I love PIECES OF APRIL. It’s a perfect film and I have adopted, as my unofficial duty in life, the mission to induct as many people into the cult of PIECES OF APRIL as I can before I die. The cult meets bi-annually and dues are $50 a year - which may seem steep but you get a pair of turkey-shaped salt and pepper shakers as part of your membership. So, you know, win.
Released in 2003, PIECES OF APRIL is written and directed by Peter Hedges (father of Lucas Hedges, his second-greatest creation - sorry, Luke). The film stars Katie Holmes as a prodigal daughter who has left behind her messy family in search of a new, independent life in the city. But her estranged mother (Patricia Clarkson) is dying and her father (Oliver Platt) feels it’s important that a reconciliation happen while there’s still time so April (Holmes) is tasked with hosting Thanksgiving dinner at her apartment for the family she hasn’t seen in years.
The film is very funny but it is also frequently maudlin - a word that some may consider a negative. And to them, I say cry me a river. I love melodrama. Sue me! I love having my emotions played with and my heartstrings tugged. I love movies that make me feel happy and sad and then happy again - cranking me back and forth across multiple emotions as if I was on a manic-depressive tilt-a-wheel. When did it become a crime for a movie to be sentimental? When did people stop wanting to feel things through art?

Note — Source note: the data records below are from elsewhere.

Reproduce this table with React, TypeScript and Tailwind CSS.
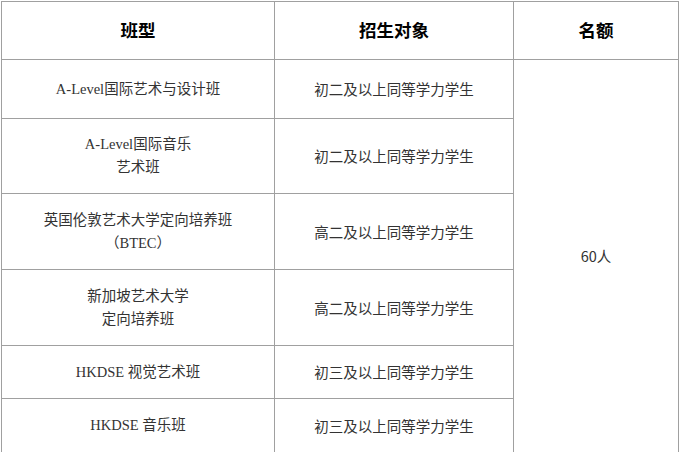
import React from 'react';

type Row = {
  lines: string[];
  target: string;
  h: number;
};

const rows: Row[] = [
  { lines: ['A-Level国际艺术与设计班'], target: '初二及以上同等学力学生', h: 59 },
  { lines: ['A-Level国际音乐', '艺术班'], target: '初二及以上同等学力学生', h: 75 },
  { lines: ['英国伦敦艺术大学定向培养班', '（BTEC）'], target: '高二及以上同等学力学生', h: 76 },
  { lines: ['新加坡艺术大学', '定向培养班'], target: '高二及以上同等学力学生', h: 76 },
  { lines: ['HKDSE 视觉艺术班'], target: '初三及以上同等学力学生', h: 53 },
  { lines: ['HKDSE 音乐班'], target: '初三及以上同等学力学生', h: 54 },
];

const cjk = "font-['Noto_Sans_CJK_SC',sans-serif]";
const serif = "font-['Liberation_Serif','Noto_Sans_CJK_SC',serif]";

export default function App() {
  return (
    <div className="min-h-screen bg-white pt-px pl-px">
      <table className="w-[677px] table-fixed border-collapse text-[#333]">
        <colgroup>
          <col className="w-[273px]" />
          <col className="w-[239px]" />
          <col className="w-[165px]" />
        </colgroup>
        <thead>
          <tr className="h-[58px]">
            {['班型', '招生对象', '名额'].map((t) => (
              <th
                key={t}
                className={`border border-[#a0a0a0] p-0 text-center align-middle text-[17.5px] font-bold text-black ${cjk}`}
              >
                {t}
              </th>
            ))}
          </tr>
        </thead>
        <tbody>
          {rows.map((r, i) => (
            <tr key={i} style={{ height: r.h }}>
              <td className={`border border-[#a0a0a0] p-0 text-center align-middle text-[14.5px] leading-[23px] ${serif}`}>
                {r.lines.map((l) => (
                  <div key={l}>{l}</div>
                ))}
              </td>
              <td className={`border border-[#a0a0a0] p-0 text-center align-middle text-[14.5px] ${cjk}`}>
                {r.target}
              </td>
              {i === 0 && (
                <td
                  rowSpan={rows.length}
                  className="border border-[#a0a0a0] p-0 text-center align-middle text-[14.5px] font-['Noto_Sans_CJK_SC',sans-serif]"
                >
                  60人
                </td>
              )}
            </tr>
          ))}
        </tbody>
      </table>
    </div>
  );
}
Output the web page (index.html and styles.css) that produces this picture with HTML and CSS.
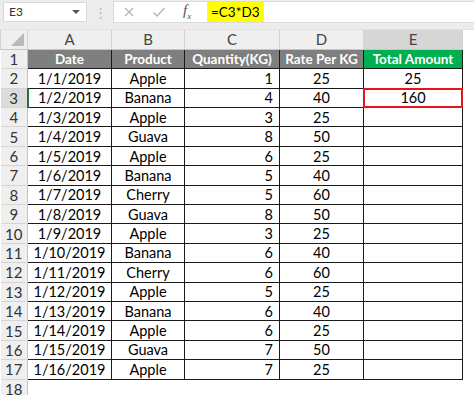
FILE: index.html
```html
<!DOCTYPE html>
<html lang="en">
<head>
    <meta charset="UTF-8">
    <meta name="viewport" content="width=device-width, initial-scale=1.0">
    <title>Total Amount</title>
    <link rel="stylesheet" href="styles.css">
</head>
<body>
    <div class="formula-bar">
        <div class="name-box">
            <span>E3</span>
            <span class="dropdown"></span>
        </div>
        <div class="grip">&#8942;</div>
        <div class="formula-box">
            <div class="fx-buttons">
                <svg width="12" height="12" viewBox="0 0 12 12"><path d="M2 2 L10 10 M10 2 L2 10" stroke="#b5b5b5" stroke-width="1.3" fill="none"/></svg>
                <svg width="14" height="12" viewBox="0 0 14 12"><path d="M1.5 6.5 L5 10 L12.5 2" stroke="#b5b5b5" stroke-width="1.3" fill="none"/></svg>
                <span class="fx">f<sub>x</sub></span>
            </div>
            <div class="formula"><span class="highlight">=C3*D3</span></div>
        </div>
    </div>

    <table class="sheet">
        <colgroup>
            <col class="c-row"><col class="c-a"><col class="c-b"><col class="c-c"><col class="c-d"><col class="c-e"><col>
        </colgroup>
        <tr class="col-heads">
            <th class="corner"><span class="corner-mark"></span></th>
            <th>A</th><th>B</th><th>C</th><th>D</th><th class="selected">E</th><th class="blank"></th>
        </tr>
        <tr class="titles">
            <th class="row-head">1</th>
            <td>Date</td><td>Product</td><td>Quantity(KG)</td><td>Rate Per KG</td><td class="total-head">Total Amount</td><td class="out"></td>
        </tr>
        <tr><th class="row-head">2</th><td>1/1/2019</td><td>Apple</td><td class="num">1</td><td>25</td><td>25</td><td class="out"></td></tr>
        <tr><th class="row-head active">3</th><td>1/2/2019</td><td>Banana</td><td class="num">4</td><td>40</td><td class="current">160</td><td class="out"></td></tr>
        <tr><th class="row-head">4</th><td>1/3/2019</td><td>Apple</td><td class="num">3</td><td>25</td><td></td><td class="out"></td></tr>
        <tr><th class="row-head">5</th><td>1/4/2019</td><td>Guava</td><td class="num">8</td><td>50</td><td></td><td class="out"></td></tr>
        <tr><th class="row-head">6</th><td>1/5/2019</td><td>Apple</td><td class="num">6</td><td>25</td><td></td><td class="out"></td></tr>
        <tr><th class="row-head">7</th><td>1/6/2019</td><td>Banana</td><td class="num">5</td><td>40</td><td></td><td class="out"></td></tr>
        <tr><th class="row-head">8</th><td>1/7/2019</td><td>Cherry</td><td class="num">5</td><td>60</td><td></td><td class="out"></td></tr>
        <tr><th class="row-head">9</th><td>1/8/2019</td><td>Guava</td><td class="num">8</td><td>50</td><td></td><td class="out"></td></tr>
        <tr><th class="row-head">10</th><td>1/9/2019</td><td>Apple</td><td class="num">3</td><td>25</td><td></td><td class="out"></td></tr>
        <tr><th class="row-head">11</th><td>1/10/2019</td><td>Banana</td><td class="num">6</td><td>40</td><td></td><td class="out"></td></tr>
        <tr><th class="row-head">12</th><td>1/11/2019</td><td>Cherry</td><td class="num">6</td><td>60</td><td></td><td class="out"></td></tr>
        <tr><th class="row-head">13</th><td>1/12/2019</td><td>Apple</td><td class="num">5</td><td>25</td><td></td><td class="out"></td></tr>
        <tr><th class="row-head">14</th><td>1/13/2019</td><td>Banana</td><td class="num">6</td><td>40</td><td></td><td class="out"></td></tr>
        <tr><th class="row-head">15</th><td>1/14/2019</td><td>Apple</td><td class="num">6</td><td>25</td><td></td><td class="out"></td></tr>
        <tr><th class="row-head">16</th><td>1/15/2019</td><td>Guava</td><td class="num">7</td><td>50</td><td></td><td class="out"></td></tr>
        <tr><th class="row-head">17</th><td>1/16/2019</td><td>Apple</td><td class="num">7</td><td>25</td><td></td><td class="out"></td></tr>
        <tr class="empty"><th class="row-head">18</th><td></td><td></td><td></td><td></td><td></td><td class="out"></td></tr>
    </table>
</body>
</html>
```

FILE: styles.css
```css
body {
    margin: 0;
    font-family: Lato, "Open Sans", sans-serif;
    background-color: #fff;
    color: #000;
}
.formula-bar {
    display: flex;
    align-items: center;
    height: 30px;
    padding: 0 0 0 3px;
    box-sizing: border-box;
    background-color: #ececec;
    border-bottom: 1px solid #e2e2e2;
}
.name-box {
    display: flex;
    align-items: center;
    justify-content: space-between;
    width: 84px;
    height: 20px;
    margin-top: -6px;
    padding: 0 6px 0 5px;
    box-sizing: border-box;
    background-color: #fff;
    border: 1px solid #dadada;
    font-size: 12px;
    color: #333;
}
.dropdown {
    width: 0;
    height: 0;
    border-left: 4px solid transparent;
    border-right: 4px solid transparent;
    border-top: 4px solid #555;
}
.grip {
    width: 26px;
    margin-top: -6px;
    text-align: center;
    font-size: 13px;
    color: #b8b8b8;
}
.formula-box {
    flex: 1;
    display: flex;
    align-items: center;
    height: 20px;
    margin-top: -6px;
    background-color: #fff;
    border: 1px solid #dadada;
    border-right: none;
}
.fx-buttons {
    display: flex;
    align-items: center;
    gap: 17px;
    width: 93px;
    padding-left: 9px;
    box-sizing: border-box;
}
.fx {
    font-family: "Liberation Serif", serif;
    font-style: italic;
    font-size: 15px;
    color: #555;
}
.fx sub {
    font-size: 9px;
}
.formula {
    display: flex;
    align-items: stretch;
    height: 100%;
    font-size: 13.5px;
}
.highlight {
    display: flex;
    align-items: center;
    padding: 0 4px;
    background-color: #ffff00;
}
.sheet {
    border-collapse: collapse;
    table-layout: fixed;
    width: 474px;
    font-size: 14.5px;
}
.c-row { width: 27px; }
.c-a { width: 84px; }
.c-b { width: 73px; }
.c-c { width: 95px; }
.c-d { width: 84px; }
.c-e { width: 99px; }
.sheet tr {
    height: 19.4px;
}
.sheet td {
    padding: 0;
    text-align: center;
    white-space: nowrap;
    border: 1px solid #1a1a1a;
    line-height: 17px;
}
.sheet td.num {
    text-align: right;
    padding-right: 6px;
}
.sheet td.out {
    border: none;
}
.col-heads {
    height: 20px;
}
.col-heads th {
    font-weight: normal;
    font-size: 15px;
    color: #444;
    background-color: #efefef;
    border-left: 1px solid #d4d4d4;
    border-right: 1px solid #d4d4d4;
    border-bottom: 1px solid #c6c6c6;
    padding: 0;
}
.col-heads th.selected {
    background-color: #d6d6d6;
}
.col-heads th.blank {
    background-color: #fff;
    border: none;
}
.corner {
    position: relative;
}
.corner-mark {
    position: absolute;
    right: 3px;
    bottom: 3px;
    width: 0;
    height: 0;
    border-left: 13px solid transparent;
    border-bottom: 13px solid #b9b9b9;
}
.row-head {
    font-weight: normal;
    font-size: 15px;
    color: #333;
    background-color: #efefef;
    border-bottom: 1px solid #d4d4d4;
    border-right: 1px solid #c6c6c6;
    padding: 0;
    text-align: center;
}
.row-head.active {
    background-color: #dcdcdc;
    border-right: 2px solid #217346;
}
.titles td {
    background-color: #7f7f7f;
    color: #fff;
    font-weight: bold;
    font-size: 13.5px;
}
.titles td.total-head {
    background-color: #00b050;
}
.titles td.out {
    background-color: #fff;
}
.sheet td.current {
    position: relative;
}
.sheet td.current::after {
    content: "";
    position: absolute;
    left: -1px;
    top: -1px;
    right: -1px;
    bottom: -1px;
    border: 2px solid #e8141c;
}
.empty td {
    border: none;
    border-top: 1px solid #1a1a1a;
}
```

PIECES OF APRIL does make me feel things. I think about my family - my relationship with my sisters and my parents and the road trips where we’d all be at each other’s throats. I think about grief and the desire to mend relationships before it’s too late. I think about the beauty of community and the joy of new friends. I think about how much I fucking love Stephen Merritt’s music. Yeah, the frontman for The Magnetic Fields does the soundtrack for PIECES OF APRIL. This movie does not mess around when it comes to making you cry.
I will try and watch PIECES OF APRIL every Thanksgiving for as many years as I can. I own a 35mm print of the film and hope and pray I have access to a theater with 35mm capabilities down the road so that I can screen the film at or around Thanksgiving again. The film is an affirmation of life and family and the highs and lows of growing up and growing apart and then growing back together again. It’s a beautiful movie and I’m so forever grateful for the fact that it exists in this world.
So, what are you waiting for? Go watch PIECES OF APRIL this week!
Weirdly. I just found the DVD of this at the Dollar Tree for … a dollar. Watching it tonight with my daughter. Cheers!